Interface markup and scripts
######

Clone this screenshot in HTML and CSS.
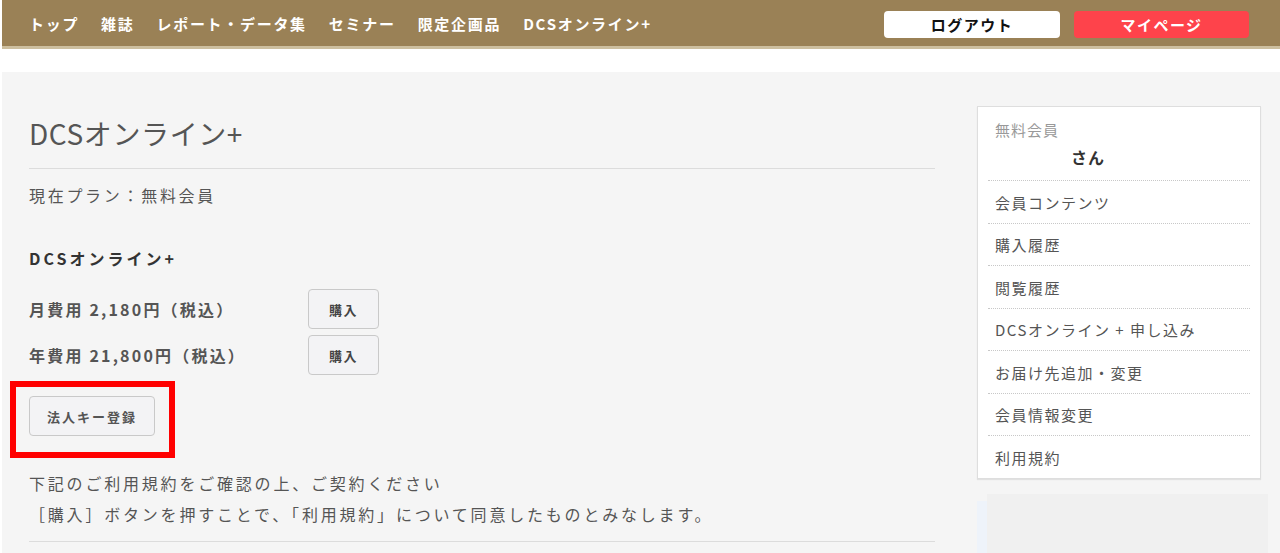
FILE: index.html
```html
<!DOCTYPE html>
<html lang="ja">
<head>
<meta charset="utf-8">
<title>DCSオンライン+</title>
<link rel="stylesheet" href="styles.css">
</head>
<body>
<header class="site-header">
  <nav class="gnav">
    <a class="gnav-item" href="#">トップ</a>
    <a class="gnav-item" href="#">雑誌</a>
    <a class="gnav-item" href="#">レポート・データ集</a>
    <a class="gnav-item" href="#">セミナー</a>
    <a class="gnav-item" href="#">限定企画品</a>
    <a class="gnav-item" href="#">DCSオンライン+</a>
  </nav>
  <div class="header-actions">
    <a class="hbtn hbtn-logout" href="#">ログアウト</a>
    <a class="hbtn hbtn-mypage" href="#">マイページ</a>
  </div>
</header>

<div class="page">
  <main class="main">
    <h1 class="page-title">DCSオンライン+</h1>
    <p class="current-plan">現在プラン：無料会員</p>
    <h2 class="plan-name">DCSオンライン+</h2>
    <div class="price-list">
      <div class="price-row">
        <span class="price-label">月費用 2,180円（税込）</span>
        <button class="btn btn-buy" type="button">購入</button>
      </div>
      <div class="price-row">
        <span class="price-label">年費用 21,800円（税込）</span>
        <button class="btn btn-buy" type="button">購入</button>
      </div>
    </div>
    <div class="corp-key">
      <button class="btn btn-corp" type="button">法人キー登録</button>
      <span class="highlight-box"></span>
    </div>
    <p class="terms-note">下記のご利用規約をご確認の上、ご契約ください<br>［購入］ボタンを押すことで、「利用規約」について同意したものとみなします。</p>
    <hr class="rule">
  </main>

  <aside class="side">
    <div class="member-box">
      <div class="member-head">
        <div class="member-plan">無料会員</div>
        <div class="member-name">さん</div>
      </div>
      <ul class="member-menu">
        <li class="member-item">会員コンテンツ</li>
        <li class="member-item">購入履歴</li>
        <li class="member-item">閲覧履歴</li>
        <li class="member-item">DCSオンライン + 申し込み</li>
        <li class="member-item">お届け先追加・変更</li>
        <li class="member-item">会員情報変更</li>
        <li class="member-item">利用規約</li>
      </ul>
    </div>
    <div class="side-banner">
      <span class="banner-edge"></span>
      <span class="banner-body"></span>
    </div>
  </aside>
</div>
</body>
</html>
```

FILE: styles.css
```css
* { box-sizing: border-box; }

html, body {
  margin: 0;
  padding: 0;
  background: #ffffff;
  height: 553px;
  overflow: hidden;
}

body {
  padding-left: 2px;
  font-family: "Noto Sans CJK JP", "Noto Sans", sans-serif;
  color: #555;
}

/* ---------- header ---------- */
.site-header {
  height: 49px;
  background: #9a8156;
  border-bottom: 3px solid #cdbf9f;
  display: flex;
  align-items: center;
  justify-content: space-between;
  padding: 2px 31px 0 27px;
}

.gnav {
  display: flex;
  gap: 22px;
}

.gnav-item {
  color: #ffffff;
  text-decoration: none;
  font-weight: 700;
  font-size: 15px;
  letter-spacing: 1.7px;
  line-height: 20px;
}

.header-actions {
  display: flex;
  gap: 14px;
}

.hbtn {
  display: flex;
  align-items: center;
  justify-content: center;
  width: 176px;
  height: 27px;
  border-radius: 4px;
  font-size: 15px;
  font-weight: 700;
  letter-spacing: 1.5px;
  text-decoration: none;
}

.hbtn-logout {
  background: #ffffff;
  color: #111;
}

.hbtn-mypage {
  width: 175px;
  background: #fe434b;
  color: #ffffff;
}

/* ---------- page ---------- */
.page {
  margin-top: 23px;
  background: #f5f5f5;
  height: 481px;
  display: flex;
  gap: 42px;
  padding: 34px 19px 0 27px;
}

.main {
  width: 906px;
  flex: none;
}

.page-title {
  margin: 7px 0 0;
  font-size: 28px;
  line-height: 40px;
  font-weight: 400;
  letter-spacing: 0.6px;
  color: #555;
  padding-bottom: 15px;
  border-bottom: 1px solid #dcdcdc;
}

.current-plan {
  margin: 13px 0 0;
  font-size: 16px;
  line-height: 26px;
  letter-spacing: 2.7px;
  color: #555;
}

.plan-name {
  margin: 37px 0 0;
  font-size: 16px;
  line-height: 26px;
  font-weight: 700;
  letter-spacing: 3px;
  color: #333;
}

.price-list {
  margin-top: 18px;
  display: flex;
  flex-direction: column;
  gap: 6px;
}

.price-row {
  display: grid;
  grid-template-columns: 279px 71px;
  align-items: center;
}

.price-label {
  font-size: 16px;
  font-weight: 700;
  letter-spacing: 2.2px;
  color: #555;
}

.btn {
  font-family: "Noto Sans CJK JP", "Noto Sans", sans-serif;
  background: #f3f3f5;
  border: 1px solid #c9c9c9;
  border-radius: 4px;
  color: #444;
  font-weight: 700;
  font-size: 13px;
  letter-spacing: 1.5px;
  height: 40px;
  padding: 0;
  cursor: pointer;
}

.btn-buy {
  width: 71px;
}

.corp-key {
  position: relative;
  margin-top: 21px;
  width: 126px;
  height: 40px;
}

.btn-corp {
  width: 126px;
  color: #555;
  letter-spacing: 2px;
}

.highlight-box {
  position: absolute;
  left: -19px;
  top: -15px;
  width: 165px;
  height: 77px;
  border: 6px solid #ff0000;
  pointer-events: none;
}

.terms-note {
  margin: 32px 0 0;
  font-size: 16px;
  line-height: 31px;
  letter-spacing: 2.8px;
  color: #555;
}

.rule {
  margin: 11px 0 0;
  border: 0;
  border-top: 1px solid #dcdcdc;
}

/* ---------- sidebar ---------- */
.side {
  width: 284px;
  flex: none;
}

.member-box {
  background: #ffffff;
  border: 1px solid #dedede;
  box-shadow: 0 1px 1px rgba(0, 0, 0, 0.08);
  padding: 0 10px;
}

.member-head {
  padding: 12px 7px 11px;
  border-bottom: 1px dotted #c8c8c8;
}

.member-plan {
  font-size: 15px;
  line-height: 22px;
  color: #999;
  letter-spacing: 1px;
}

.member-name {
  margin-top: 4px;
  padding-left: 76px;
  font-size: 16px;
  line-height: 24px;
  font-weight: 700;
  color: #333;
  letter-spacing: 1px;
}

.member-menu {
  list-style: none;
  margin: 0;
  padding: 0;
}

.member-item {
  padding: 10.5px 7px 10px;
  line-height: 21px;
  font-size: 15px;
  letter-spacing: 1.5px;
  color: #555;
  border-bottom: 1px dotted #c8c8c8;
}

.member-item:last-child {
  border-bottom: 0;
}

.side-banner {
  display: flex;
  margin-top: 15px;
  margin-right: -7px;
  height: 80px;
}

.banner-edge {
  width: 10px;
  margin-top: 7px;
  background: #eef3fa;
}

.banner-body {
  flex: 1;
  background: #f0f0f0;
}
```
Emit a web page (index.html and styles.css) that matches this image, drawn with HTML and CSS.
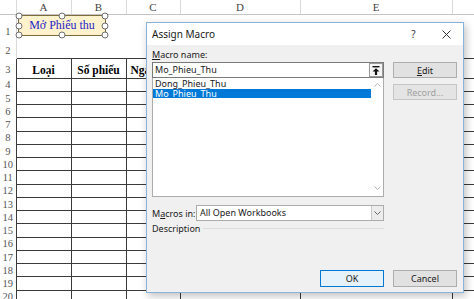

######

## AIM
Copy down every line of the entries containing the word "this".

## THE COMPLETED TASK
Clone this screenshot in HTML and CSS.
Emit a web page (index.html and styles.css) that matches this image, drawn with HTML and CSS.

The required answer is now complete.